Short exercise:
How many lines in this data contain the string "screenshot"? Reply with the number only.

Excerpted data:
#####
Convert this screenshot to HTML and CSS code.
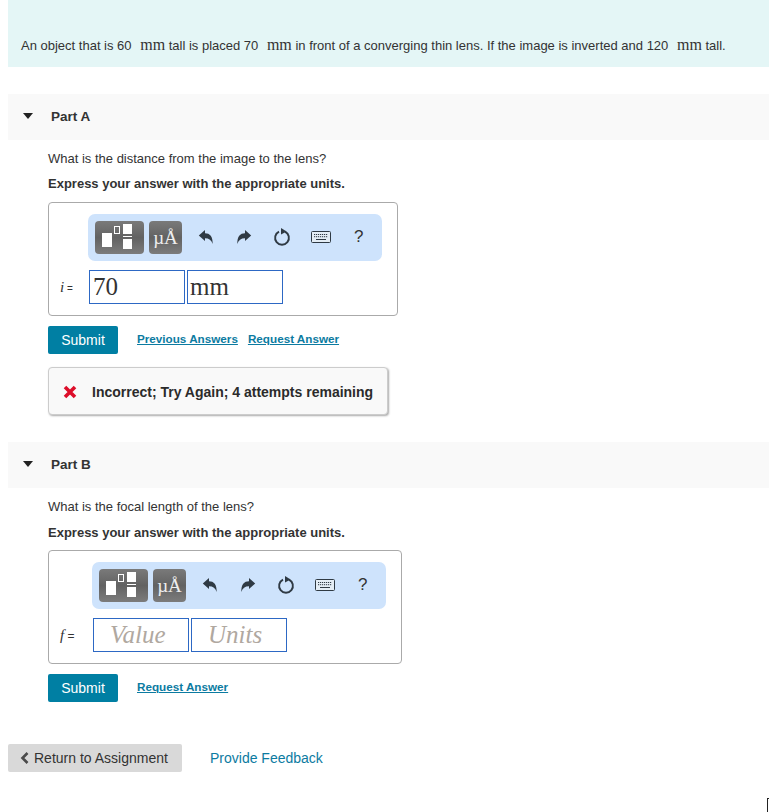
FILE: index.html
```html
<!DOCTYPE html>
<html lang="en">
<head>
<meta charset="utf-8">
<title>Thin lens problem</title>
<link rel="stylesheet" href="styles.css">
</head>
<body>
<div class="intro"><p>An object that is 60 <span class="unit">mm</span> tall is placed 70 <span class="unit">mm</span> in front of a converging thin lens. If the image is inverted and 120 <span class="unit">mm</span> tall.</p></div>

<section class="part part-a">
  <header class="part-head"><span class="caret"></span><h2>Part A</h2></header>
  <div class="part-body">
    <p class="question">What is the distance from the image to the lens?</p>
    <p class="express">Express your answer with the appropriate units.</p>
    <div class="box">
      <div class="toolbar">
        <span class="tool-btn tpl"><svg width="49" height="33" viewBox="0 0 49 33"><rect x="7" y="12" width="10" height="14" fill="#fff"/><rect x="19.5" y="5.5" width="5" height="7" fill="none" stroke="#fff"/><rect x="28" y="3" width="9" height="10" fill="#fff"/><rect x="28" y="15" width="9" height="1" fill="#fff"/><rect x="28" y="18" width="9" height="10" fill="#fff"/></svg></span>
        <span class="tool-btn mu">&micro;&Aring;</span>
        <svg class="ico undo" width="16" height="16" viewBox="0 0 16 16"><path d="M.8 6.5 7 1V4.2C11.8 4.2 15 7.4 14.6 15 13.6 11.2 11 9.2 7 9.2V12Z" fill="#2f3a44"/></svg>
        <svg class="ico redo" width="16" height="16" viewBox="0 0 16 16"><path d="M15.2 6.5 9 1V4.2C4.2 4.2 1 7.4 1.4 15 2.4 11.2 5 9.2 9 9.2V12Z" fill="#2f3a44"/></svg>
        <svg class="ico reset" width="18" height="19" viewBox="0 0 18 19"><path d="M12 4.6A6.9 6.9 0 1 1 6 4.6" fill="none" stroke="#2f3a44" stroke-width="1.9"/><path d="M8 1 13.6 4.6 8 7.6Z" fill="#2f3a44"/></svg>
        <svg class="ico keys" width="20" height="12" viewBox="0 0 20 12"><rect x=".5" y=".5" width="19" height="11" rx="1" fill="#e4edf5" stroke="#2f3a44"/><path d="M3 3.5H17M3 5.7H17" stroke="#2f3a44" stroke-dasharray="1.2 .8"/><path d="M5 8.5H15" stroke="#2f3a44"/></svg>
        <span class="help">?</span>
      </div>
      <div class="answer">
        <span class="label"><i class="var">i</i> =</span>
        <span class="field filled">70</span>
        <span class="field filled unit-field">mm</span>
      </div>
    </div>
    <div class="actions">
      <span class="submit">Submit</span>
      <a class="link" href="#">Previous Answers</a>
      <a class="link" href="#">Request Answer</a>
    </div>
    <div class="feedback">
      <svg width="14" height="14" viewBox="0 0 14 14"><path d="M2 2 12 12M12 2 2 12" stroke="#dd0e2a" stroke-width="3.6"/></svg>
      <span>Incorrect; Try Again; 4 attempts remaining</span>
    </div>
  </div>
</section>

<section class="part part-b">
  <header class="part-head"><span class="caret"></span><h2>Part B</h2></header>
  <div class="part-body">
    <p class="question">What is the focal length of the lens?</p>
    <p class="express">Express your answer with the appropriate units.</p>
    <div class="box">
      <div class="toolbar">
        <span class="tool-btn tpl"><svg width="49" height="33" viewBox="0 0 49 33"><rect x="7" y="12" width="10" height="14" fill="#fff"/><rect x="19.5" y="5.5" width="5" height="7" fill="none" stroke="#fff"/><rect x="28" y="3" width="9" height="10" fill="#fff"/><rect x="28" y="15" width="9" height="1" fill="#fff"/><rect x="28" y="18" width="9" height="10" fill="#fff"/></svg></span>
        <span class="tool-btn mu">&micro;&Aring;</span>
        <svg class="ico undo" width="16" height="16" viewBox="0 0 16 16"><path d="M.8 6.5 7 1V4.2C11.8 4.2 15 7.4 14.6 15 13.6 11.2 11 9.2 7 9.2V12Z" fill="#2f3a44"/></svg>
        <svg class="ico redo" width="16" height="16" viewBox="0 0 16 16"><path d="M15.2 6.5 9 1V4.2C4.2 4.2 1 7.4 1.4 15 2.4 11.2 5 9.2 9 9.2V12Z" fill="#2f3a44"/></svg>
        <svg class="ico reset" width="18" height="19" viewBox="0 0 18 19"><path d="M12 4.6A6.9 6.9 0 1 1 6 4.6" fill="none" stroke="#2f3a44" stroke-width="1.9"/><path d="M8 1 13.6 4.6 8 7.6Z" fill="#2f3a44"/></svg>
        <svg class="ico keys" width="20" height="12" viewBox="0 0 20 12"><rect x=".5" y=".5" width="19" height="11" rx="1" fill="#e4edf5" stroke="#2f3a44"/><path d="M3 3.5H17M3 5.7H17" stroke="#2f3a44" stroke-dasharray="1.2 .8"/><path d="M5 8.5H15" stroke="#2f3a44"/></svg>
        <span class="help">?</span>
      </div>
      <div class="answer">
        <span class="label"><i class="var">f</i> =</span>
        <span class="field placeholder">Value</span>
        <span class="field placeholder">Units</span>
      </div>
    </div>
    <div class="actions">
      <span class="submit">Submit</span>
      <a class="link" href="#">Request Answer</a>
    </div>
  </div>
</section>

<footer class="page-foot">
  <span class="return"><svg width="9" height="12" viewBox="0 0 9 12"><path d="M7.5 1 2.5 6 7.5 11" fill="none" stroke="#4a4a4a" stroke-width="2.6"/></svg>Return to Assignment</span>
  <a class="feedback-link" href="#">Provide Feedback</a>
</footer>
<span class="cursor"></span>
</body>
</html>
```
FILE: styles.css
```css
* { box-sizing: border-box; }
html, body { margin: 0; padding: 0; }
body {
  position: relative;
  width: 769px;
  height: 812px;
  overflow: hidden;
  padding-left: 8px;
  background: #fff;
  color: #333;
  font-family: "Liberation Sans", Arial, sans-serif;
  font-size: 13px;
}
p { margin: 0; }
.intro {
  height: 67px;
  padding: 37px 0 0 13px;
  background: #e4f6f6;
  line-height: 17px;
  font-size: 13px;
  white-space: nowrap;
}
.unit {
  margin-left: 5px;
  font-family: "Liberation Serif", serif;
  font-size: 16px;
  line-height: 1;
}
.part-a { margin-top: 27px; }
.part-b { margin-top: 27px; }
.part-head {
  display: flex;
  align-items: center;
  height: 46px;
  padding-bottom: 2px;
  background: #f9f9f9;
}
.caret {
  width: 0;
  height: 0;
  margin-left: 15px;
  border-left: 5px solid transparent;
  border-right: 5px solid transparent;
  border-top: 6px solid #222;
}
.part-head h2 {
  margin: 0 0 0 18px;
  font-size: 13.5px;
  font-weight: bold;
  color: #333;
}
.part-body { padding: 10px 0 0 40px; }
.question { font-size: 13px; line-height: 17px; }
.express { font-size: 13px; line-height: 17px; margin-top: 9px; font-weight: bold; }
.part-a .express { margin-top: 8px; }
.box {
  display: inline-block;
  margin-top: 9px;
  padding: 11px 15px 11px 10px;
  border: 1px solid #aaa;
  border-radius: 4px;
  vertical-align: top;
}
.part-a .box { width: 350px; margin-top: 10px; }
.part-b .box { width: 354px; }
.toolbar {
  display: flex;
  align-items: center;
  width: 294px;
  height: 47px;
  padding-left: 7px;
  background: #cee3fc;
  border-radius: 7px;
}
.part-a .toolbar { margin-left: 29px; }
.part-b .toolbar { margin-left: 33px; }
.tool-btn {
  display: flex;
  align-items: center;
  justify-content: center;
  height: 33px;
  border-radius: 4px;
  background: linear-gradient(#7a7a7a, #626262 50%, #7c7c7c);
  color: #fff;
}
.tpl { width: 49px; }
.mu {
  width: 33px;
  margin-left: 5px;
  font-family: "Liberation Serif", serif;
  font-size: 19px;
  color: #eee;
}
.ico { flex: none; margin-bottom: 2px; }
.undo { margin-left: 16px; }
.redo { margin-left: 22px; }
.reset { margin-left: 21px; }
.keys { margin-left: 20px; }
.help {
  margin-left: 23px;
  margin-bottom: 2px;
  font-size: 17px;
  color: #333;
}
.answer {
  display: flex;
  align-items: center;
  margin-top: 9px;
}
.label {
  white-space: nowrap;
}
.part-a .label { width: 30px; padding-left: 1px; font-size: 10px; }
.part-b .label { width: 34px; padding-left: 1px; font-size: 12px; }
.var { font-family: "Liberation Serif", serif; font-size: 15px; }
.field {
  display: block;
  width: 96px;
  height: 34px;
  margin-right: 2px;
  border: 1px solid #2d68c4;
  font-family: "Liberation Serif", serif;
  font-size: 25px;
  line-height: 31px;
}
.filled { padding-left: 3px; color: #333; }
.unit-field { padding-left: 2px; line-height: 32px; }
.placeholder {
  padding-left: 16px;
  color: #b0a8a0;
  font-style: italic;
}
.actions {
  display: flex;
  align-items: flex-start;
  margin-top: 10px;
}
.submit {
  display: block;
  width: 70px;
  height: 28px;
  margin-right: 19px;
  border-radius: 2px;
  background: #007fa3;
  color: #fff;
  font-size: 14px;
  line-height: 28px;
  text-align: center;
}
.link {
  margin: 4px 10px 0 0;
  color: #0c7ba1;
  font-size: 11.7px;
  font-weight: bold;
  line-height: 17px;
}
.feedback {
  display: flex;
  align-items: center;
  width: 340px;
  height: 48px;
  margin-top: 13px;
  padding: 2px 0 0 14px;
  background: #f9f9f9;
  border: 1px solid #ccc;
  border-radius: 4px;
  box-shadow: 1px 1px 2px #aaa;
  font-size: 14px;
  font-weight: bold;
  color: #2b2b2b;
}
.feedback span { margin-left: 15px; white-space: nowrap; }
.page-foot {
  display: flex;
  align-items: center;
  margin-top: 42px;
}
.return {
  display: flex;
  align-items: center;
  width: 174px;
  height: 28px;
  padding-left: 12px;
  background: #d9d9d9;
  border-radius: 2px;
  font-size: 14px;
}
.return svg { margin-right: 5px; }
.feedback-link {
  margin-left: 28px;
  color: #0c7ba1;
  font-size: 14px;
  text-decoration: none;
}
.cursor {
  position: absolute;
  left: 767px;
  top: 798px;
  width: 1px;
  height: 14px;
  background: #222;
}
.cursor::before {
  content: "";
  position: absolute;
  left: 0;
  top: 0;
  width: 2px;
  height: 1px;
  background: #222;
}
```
#####
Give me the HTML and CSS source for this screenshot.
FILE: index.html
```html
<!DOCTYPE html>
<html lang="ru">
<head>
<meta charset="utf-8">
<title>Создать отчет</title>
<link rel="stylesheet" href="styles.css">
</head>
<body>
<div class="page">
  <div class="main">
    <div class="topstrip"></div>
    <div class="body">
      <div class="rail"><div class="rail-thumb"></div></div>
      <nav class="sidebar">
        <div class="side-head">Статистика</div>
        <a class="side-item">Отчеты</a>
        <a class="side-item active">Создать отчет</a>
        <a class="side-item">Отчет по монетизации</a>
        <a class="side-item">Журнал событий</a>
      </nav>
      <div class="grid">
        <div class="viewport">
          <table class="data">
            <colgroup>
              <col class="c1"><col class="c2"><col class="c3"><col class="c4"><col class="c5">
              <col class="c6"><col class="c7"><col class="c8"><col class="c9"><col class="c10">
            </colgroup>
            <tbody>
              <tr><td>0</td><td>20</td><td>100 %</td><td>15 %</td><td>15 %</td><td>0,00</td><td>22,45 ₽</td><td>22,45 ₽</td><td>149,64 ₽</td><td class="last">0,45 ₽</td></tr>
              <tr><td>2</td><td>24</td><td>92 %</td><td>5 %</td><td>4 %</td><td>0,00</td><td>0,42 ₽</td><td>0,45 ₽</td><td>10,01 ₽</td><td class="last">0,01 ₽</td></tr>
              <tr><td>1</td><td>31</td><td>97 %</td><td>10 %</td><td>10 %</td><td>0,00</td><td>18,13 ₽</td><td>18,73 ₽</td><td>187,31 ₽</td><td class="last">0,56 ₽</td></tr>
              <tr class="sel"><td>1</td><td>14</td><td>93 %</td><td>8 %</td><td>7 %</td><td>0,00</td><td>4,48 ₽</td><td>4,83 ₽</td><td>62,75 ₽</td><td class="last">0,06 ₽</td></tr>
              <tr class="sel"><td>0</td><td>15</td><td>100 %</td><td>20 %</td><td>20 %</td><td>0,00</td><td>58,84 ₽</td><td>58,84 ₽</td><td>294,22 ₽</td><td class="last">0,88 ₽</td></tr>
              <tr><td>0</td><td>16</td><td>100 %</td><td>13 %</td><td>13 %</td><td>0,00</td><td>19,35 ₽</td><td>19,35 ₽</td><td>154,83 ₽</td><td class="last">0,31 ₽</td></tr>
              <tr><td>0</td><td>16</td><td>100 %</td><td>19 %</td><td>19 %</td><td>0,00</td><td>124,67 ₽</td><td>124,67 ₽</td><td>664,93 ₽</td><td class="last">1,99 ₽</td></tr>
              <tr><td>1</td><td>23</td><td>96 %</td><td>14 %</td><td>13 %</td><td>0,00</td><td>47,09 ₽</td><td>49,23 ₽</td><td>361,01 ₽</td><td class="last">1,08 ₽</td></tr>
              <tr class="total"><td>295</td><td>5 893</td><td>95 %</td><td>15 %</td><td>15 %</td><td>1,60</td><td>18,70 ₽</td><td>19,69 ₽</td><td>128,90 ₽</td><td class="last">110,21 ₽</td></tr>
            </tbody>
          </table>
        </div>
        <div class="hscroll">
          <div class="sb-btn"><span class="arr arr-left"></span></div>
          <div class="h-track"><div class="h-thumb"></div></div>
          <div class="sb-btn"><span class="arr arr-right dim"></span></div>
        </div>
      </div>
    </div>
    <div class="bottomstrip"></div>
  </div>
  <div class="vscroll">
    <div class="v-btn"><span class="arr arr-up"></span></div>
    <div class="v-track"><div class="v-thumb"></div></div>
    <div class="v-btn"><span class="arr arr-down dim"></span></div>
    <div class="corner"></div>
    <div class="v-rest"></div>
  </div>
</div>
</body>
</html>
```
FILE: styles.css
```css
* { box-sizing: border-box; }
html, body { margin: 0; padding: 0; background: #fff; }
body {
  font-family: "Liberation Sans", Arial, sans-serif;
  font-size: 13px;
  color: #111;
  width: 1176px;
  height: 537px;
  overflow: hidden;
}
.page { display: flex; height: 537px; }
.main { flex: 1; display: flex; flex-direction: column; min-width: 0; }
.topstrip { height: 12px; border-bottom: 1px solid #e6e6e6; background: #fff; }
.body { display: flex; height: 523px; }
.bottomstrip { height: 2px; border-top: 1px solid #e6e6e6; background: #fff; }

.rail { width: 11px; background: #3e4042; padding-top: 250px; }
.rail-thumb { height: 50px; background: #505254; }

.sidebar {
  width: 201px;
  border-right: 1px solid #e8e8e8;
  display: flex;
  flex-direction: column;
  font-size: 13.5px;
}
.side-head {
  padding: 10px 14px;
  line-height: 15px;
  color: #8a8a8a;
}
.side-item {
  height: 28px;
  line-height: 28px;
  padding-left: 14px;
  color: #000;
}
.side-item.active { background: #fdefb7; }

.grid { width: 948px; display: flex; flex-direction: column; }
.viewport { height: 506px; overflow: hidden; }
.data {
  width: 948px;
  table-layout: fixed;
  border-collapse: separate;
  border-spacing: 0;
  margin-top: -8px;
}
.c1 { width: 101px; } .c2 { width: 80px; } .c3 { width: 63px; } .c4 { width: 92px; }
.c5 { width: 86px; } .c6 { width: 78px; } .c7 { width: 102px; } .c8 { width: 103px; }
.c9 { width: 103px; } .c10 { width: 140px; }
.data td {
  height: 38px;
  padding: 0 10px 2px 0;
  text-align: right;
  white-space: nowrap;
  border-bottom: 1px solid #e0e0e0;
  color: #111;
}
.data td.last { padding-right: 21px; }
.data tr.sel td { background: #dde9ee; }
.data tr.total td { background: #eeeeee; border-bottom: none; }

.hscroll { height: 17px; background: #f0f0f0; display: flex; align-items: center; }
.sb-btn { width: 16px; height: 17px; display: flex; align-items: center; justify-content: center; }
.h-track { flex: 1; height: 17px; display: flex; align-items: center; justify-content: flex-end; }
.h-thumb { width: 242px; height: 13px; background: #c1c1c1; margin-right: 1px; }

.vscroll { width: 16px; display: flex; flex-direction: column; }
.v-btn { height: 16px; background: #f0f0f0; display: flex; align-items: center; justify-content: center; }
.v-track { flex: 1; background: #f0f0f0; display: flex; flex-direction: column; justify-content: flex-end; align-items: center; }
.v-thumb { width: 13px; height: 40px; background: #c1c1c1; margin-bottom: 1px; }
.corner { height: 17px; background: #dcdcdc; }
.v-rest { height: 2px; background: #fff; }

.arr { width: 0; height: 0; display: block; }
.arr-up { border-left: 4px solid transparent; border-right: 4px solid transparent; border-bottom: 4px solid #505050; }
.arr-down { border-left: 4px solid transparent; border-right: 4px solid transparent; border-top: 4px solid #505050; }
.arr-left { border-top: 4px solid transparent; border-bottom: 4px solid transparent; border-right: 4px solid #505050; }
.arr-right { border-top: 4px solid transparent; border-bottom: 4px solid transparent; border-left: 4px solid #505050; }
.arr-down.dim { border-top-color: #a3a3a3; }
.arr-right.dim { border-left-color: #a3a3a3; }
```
#####
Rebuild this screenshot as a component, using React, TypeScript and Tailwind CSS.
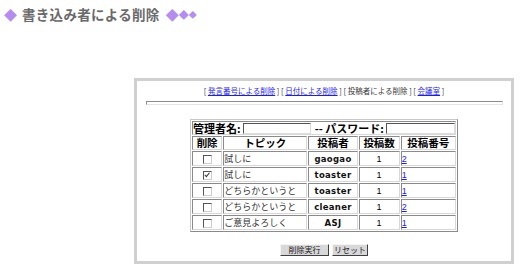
#####
Finished exercise:
3